My access to the surround studios at University of Colorado Denver has afforded me the
environment to mix. My conclusion is that surround mixing/production is addictive! It is
an audio adrenaline rush! STRONGLY recommend you pick up an interface (like the old
emagic API 2/6) that lets you mix to surround sound. I feel a bit limited in the comparatively bland, and limiting "stereo environment" now!
So, once I finished my mixes I wanted to test them on home theater systems to check my
mix. If you go to the bounce dialogue box, you can select "burn" in the left hand side
check-boxes, and uncheck everything else. You can burn your mix direclty to DVD-A,
and I found this burn to be readable by a DVD player.
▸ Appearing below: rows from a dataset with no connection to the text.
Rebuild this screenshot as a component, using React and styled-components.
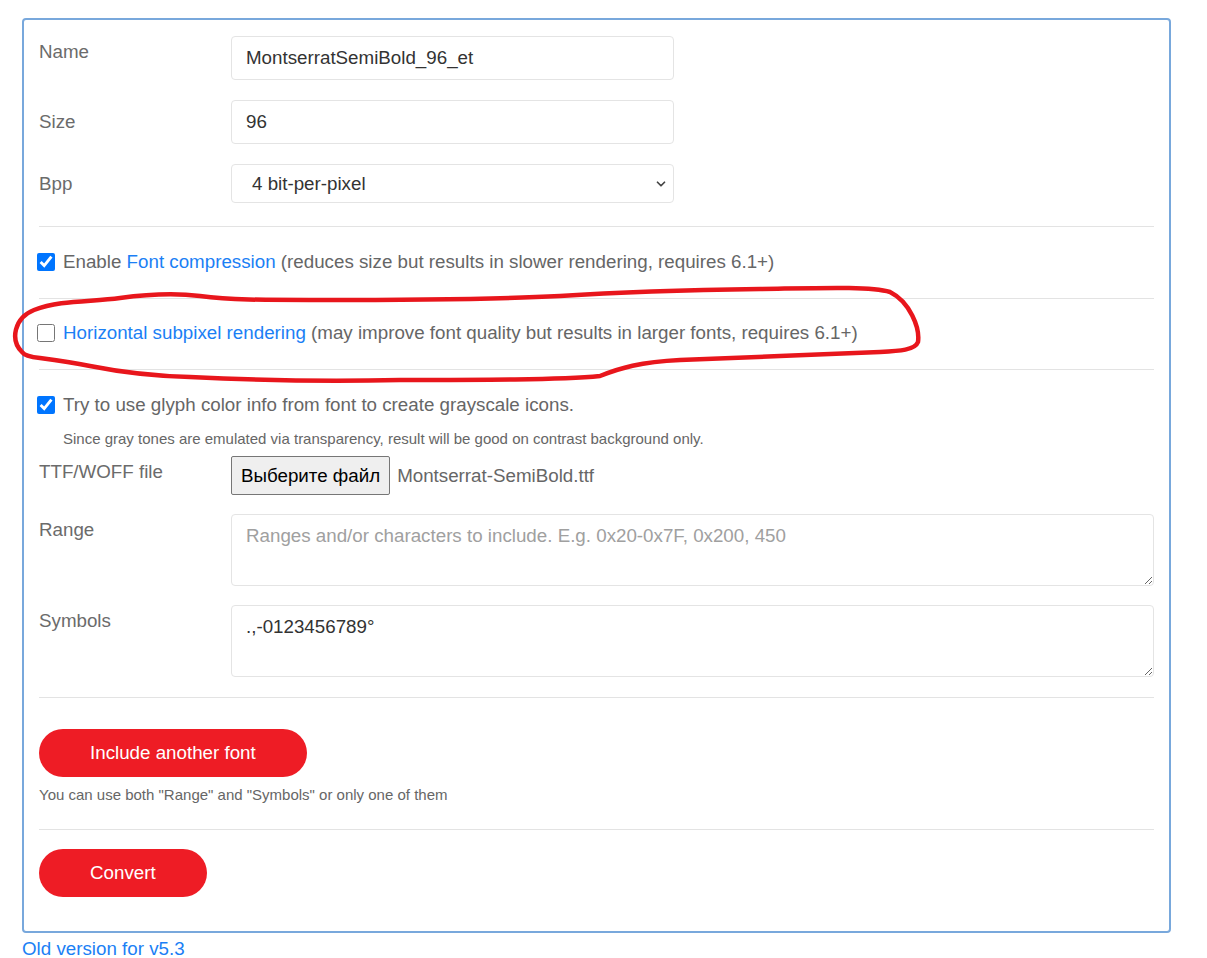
import React from 'react';
import styled, { createGlobalStyle } from 'styled-components';
import { ChevronDown } from 'lucide-react';

const Global = createGlobalStyle`
  html, body { margin: 0; padding: 0; background: #fff; }
  body {
    font-family: "Liberation Sans", Arial, sans-serif;
    font-size: 18.75px;
    color: #666;
  }
  * { box-sizing: border-box; }
`;

const Page = styled.div`
  position: relative;
  padding: 18px 0 0 22px;
  width: 1207px;
  height: 958px;
  overflow: hidden;
`;

const Panel = styled.div`
  width: 1149px;
  border: 2px solid #78a8dc;
  border-radius: 4px;
  padding: 16px 15px 34px 15px;
`;

const Fields = styled.div`
  display: flex;
  flex-direction: column;
  gap: ${p => p.gap || 20}px;
`;

const FieldRow = styled.div`
  display: grid;
  grid-template-columns: 192px 1fr;
  align-items: start;
`;

const Label = styled.label`
  padding-top: ${p => (p.center ? 0 : 3)}px;
  align-self: ${p => (p.center ? 'center' : 'start')};
  line-height: 26px;
  color: #6b6b6b;
`;

const TextInput = styled.input`
  width: 443px;
  height: 44px;
  border: 1px solid #e4e4e4;
  border-radius: 4px;
  padding: 0 14px;
  font: inherit;
  color: #333;
  outline: none;
`;

const SelectWrap = styled.div`
  position: relative;
  width: 443px;
`;

const Select = styled.select`
  appearance: none;
  width: 100%;
  height: 39px;
  border: 1px solid #e4e4e4;
  border-radius: 4px;
  padding: 0 14px 0 20px;
  font: inherit;
  color: #333;
  background: #fff;
  outline: none;
`;

const Chevron = styled(ChevronDown)`
  position: absolute;
  right: 6px;
  top: 13px;
  width: 14px;
  height: 14px;
  color: #444;
  pointer-events: none;
`;

const Divider = styled.hr`
  border: 0;
  border-top: 1px solid #e3e3e3;
  margin: ${p => p.m || '24px 0'};
`;

const CheckRow = styled.label`
  display: flex;
  align-items: center;
  gap: 8px;
  line-height: 26px;
  margin: ${p => p.m || '22px 0 23px'};
  color: #666;
`;

const Box = styled.input`
  width: 18px;
  height: 18px;
  margin: 0 0 0 -2px;
  accent-color: #0075ff;
`;

const Link = styled.a`
  color: #1b7ff5;
  text-decoration: none;
`;

const Note = styled.div`
  font-size: 15px;
  line-height: 20px;
  color: #666;
  margin: ${p => p.m || '0'};
  padding-left: ${p => p.indent || 0}px;
`;

const FileLine = styled.div`
  display: flex;
  align-items: center;
  gap: 7px;
`;

const FileButton = styled.button`
  height: 39px;
  padding: 0 9px;
  border: 1px solid #767676;
  border-radius: 2px;
  background: #efefef;
  font: inherit;
  color: #000;
`;

const FileName = styled.span`
  color: #666;
`;

const TextArea = styled.textarea`
  width: 923px;
  height: 72px;
  border: 1px solid #e4e4e4;
  border-radius: 4px;
  padding: 8px 14px 6px;
  font: inherit;
  line-height: 26px;
  color: #333;
  outline: none;
  &::placeholder { color: #a0a0a0; }
`;

const RedButton = styled.button`
  height: 48px;
  padding: 0 51px;
  border: 0;
  border-radius: 24px;
  background: #ee1c25;
  color: #fff;
  font: inherit;
`;

const Footer = styled.div`
  line-height: 26px;
  margin-top: 3px;
`;

const Scribble = styled.svg`
  position: absolute;
  left: 0;
  top: 0;
  pointer-events: none;
`;

export default function App() {
  return (
    <>
      <Global />
      <Page>
        <Panel>
          <Fields>
            <FieldRow>
              <Label>Name</Label>
              <TextInput defaultValue="MontserratSemiBold_96_et" />
            </FieldRow>
            <FieldRow>
              <Label center>Size</Label>
              <TextInput defaultValue="96" />
            </FieldRow>
            <FieldRow>
              <Label center>Bpp</Label>
              <SelectWrap>
                <Select defaultValue="4">
                  <option value="1">1 bit-per-pixel</option>
                  <option value="2">2 bit-per-pixel</option>
                  <option value="4">4 bit-per-pixel</option>
                  <option value="8">8 bit-per-pixel</option>
                </Select>
                <Chevron strokeWidth={3} />
              </SelectWrap>
            </FieldRow>
          </Fields>

          <Divider m="23px 0 0" />
          <CheckRow>
            <Box type="checkbox" defaultChecked />
            <span>Enable <Link href="#">Font compression</Link> (reduces size but results in slower rendering, requires 6.1+)</span>
          </CheckRow>
          <Divider m="0" />
          <CheckRow m="21px 0 23px">
            <Box type="checkbox" />
            <span><Link href="#">Horizontal subpixel rendering</Link> (may improve font quality but results in larger fonts, requires 6.1+)</span>
          </CheckRow>
          <Divider m="0" />
          <CheckRow m="22px 0 0">
            <Box type="checkbox" defaultChecked />
            <span>Try to use glyph color info from font to create grayscale icons.</span>
          </CheckRow>
          <Note indent={24} m="11px 0 7px">Since gray tones are emulated via transparency, result will be good on contrast background only.</Note>

          <Fields gap={19}>
            <FieldRow>
              <Label>TTF/WOFF file</Label>
              <FileLine>
                <FileButton type="button">Выберите файл</FileButton>
                <FileName>Montserrat-SemiBold.ttf</FileName>
              </FileLine>
            </FieldRow>
            <FieldRow>
              <Label>Range</Label>
              <TextArea placeholder="Ranges and/or characters to include. E.g. 0x20-0x7F, 0x200, 450" />
            </FieldRow>
            <FieldRow>
              <Label>Symbols</Label>
              <TextArea defaultValue=".,-0123456789°" />
            </FieldRow>
          </Fields>

          <Divider m="20px 0 31px" />
          <RedButton type="button">Include another font</RedButton>
          <Note m="8px 0 0">You can use both "Range" and "Symbols" or only one of them</Note>
          <Divider m="24px 0 19px" />
          <RedButton type="button">Convert</RedButton>
        </Panel>
        <Footer>
          <Link href="#">Old version for v5.3</Link>
        </Footer>

        <Scribble width="1207" height="958" viewBox="0 0 1207 958">
          <path
            d="M22 352 C10 340 14 318 34 310 C60 300 90 302 120 298 C150 294 175 293 200 296 C230 300 260 300 320 300 C420 300 500 299 560 296 C620 292 680 290 760 289 C820 288 870 286 890 292 C910 302 920 328 918 342 C915 350 900 351 880 352 C820 354 740 358 680 360 C640 362 620 368 600 376 C560 380 480 380 400 380 C320 382 250 380 190 377 C150 376 120 372 90 366 C70 362 55 360 40 358 C30 357 24 355 22 352"
            fill="none"
            stroke="#e8161c"
            strokeWidth="4.5"
            strokeLinecap="round"
            strokeLinejoin="round"
          />
        </Scribble>
      </Page>
    </>
  );
}
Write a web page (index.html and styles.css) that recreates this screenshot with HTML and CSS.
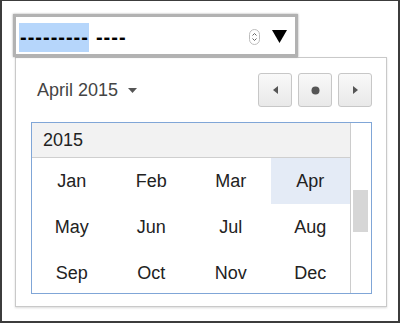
FILE: index.html
```html
<!DOCTYPE html>
<html>
<head>
  <meta name="viewport" content="width=device-width, initial-scale=1.0">
  <link rel="stylesheet" href="styles.css">
</head>
<body>
  <div class="frame">
    <!-- Month input -->
    <div class="date-input">
      <span class="seg seg-selected">---------</span>
      <span class="seg">----</span>
      <svg class="spinner" width="11" height="16" viewBox="0 0 11 16">
        <rect x="0.5" y="0.5" width="10" height="15" rx="5" fill="#fff" stroke="#bdbdbd"/>
        <polyline points="3.5,6.5 5.5,4.5 7.5,6.5" fill="none" stroke="#666" stroke-width="1"/>
        <polyline points="3.5,9.5 5.5,11.5 7.5,9.5" fill="none" stroke="#666" stroke-width="1"/>
      </svg>
      <svg class="drop" width="15" height="13" viewBox="0 0 15 13">
        <polygon points="0,0 15,0 7.5,13" fill="#000"/>
      </svg>
    </div>

    <!-- Picker popup -->
    <div class="picker">
      <div class="picker-head">
        <div class="title">April 2015
          <svg class="caret" width="9" height="5" viewBox="0 0 9 5"><polygon points="0,0 9,0 4.5,5" fill="#555"/></svg>
        </div>
        <div class="nav">
          <button class="nav-btn">
            <svg width="5" height="8" viewBox="0 0 5 8"><polygon points="5,0 5,8 0,4" fill="#555"/></svg>
          </button>
          <button class="nav-btn">
            <svg width="9" height="9" viewBox="0 0 9 9"><circle cx="4.5" cy="4.5" r="4" fill="#555"/></svg>
          </button>
          <button class="nav-btn">
            <svg width="5" height="8" viewBox="0 0 5 8"><polygon points="0,0 0,8 5,4" fill="#555"/></svg>
          </button>
        </div>
      </div>

      <div class="months-view">
        <div class="months-scroll">
          <div class="year-row">2015</div>
          <div class="months">
            <div class="month">Jan</div>
            <div class="month">Feb</div>
            <div class="month">Mar</div>
            <div class="month month-current">Apr</div>
            <div class="month">May</div>
            <div class="month">Jun</div>
            <div class="month">Jul</div>
            <div class="month">Aug</div>
            <div class="month">Sep</div>
            <div class="month">Oct</div>
            <div class="month">Nov</div>
            <div class="month">Dec</div>
          </div>
        </div>
        <div class="scrollbar">
          <div class="thumb"></div>
        </div>
      </div>
    </div>
  </div>
</body>
</html>
```

FILE: styles.css
```css
body {
  margin: 0;
  padding: 0;
  background: #fff;
  font-family: 'Liberation Sans', Arial, sans-serif;
  color: #222;
}

.frame {
  width: 400px;
  height: 323px;
  box-sizing: border-box;
  border: 2px solid #3c3c3c;
  border-top-width: 1px;
  padding: 13px 0 0 11px;
  overflow: hidden;
}

/* the month input with its focus ring */
.date-input {
  width: 285px;
  height: 43px;
  box-sizing: border-box;
  border: 3px solid #b2b2b2;
  box-shadow: 0 0 2px rgba(0, 0, 0, 0.35);
  background: #fff;
  display: flex;
  align-items: center;
  padding: 4px 8px 0 3px;
  position: relative;
  z-index: 2;
}

.seg {
  font-size: 20px;
  font-weight: bold;
  letter-spacing: 1px;
  line-height: 29px;
  color: #000;
  margin-right: 7px;
}

.seg-selected {
  background: #b6d6fb;
  padding-left: 1px;
}

.spinner {
  margin-left: auto;
  margin-top: -2px;
}

.drop {
  margin-left: 12px;
  margin-top: -2px;
}

/* popup */
.picker {
  margin-left: 2px;
  width: 372px;
  height: 250px;
  box-sizing: border-box;
  border: 1px solid #c9c9c9;
  box-shadow: 0 1px 2px rgba(0, 0, 0, 0.15);
  padding: 15px 14px 0 15px;
}

.picker-head {
  display: flex;
  align-items: center;
  justify-content: space-between;
  height: 34px;
}

.title {
  padding-left: 6px;
  font-size: 18px;
  color: #444;
  display: flex;
  align-items: center;
}

.caret {
  margin-left: 10px;
}

.nav {
  display: flex;
  gap: 6px;
}

.nav-btn {
  width: 34px;
  height: 34px;
  padding: 0;
  border: 1px solid #c7c7c7;
  border-radius: 3px;
  background: linear-gradient(#f9f9f9, #e9e9e9);
  display: flex;
  align-items: center;
  justify-content: center;
}

.months-view {
  margin-top: 15px;
  width: 341px;
  height: 172px;
  box-sizing: border-box;
  border: 1px solid #80a6d7;
  display: flex;
  overflow: hidden;
}

.months-scroll {
  flex: 1;
  overflow: hidden;
}

.year-row {
  height: 34px;
  line-height: 34px;
  padding-left: 11px;
  font-size: 18px;
  background: #f2f2f2;
  border-bottom: 1px solid #cfcfcf;
}

.months {
  display: grid;
  grid-template-columns: repeat(4, 1fr);
  grid-auto-rows: 46px;
}

.month {
  display: flex;
  align-items: center;
  justify-content: center;
  font-size: 18px;
  color: #222;
}

.month-current {
  background: #e4ebf6;
}

.scrollbar {
  width: 21px;
  box-sizing: border-box;
  border-left: 1px solid #cccccc;
  padding: 67px 0 0 2px;
}

.thumb {
  width: 15px;
  height: 42px;
  background: #d6d6d6;
}
```
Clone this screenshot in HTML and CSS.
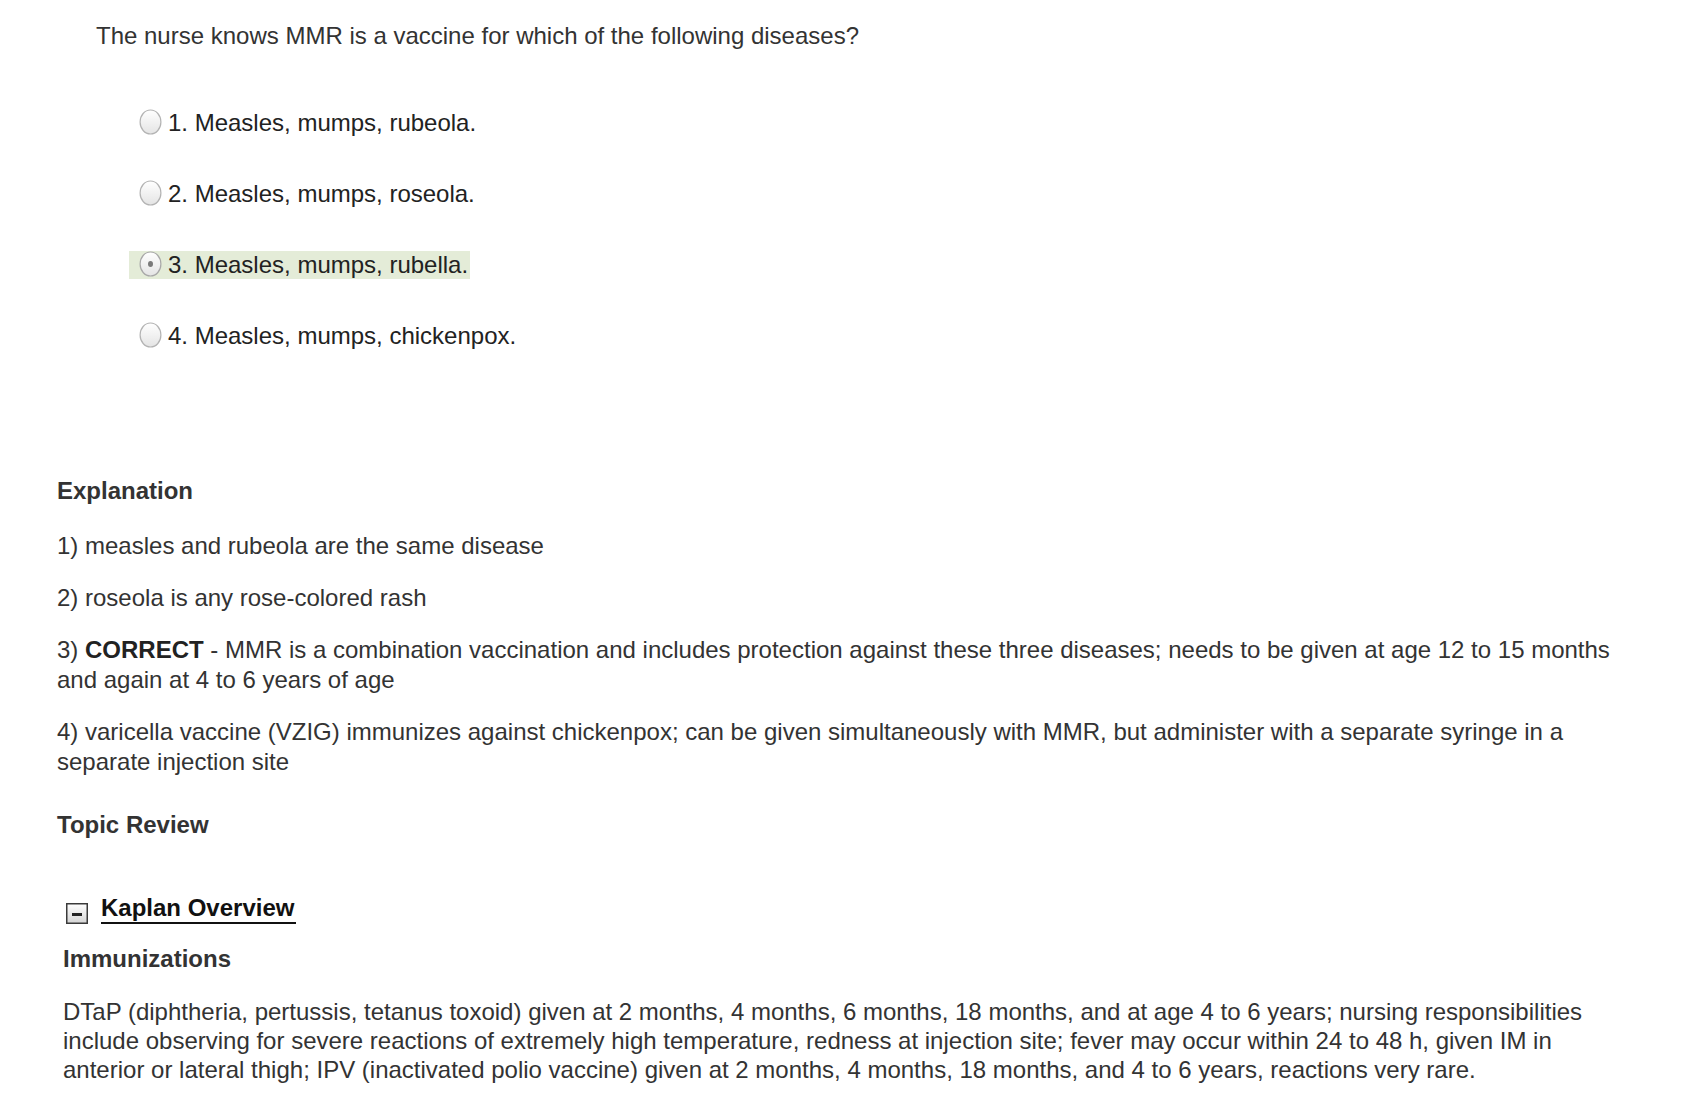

So, if I'm burning directly from the SESSION, how the heck do I burn all seven songs onto
the same DVD? I've never messed with DVD-RW, is that the answer here?
You can also bounce the mix to a six channel .wav, if you select the PCM box, and then
check "surround." But when I dragged those files into Toast Titanium to burn, it
converted them into stereo mixes.
I was just curious if anybody else has experience and could let me know how to get all
seven songs onto one DVD.
Thanks!
Pete
feel free to call me (303) 246-4784, I hope to finish this authoring this morning (it's part
of my job)
or e-mail me directly pete_buchwald@...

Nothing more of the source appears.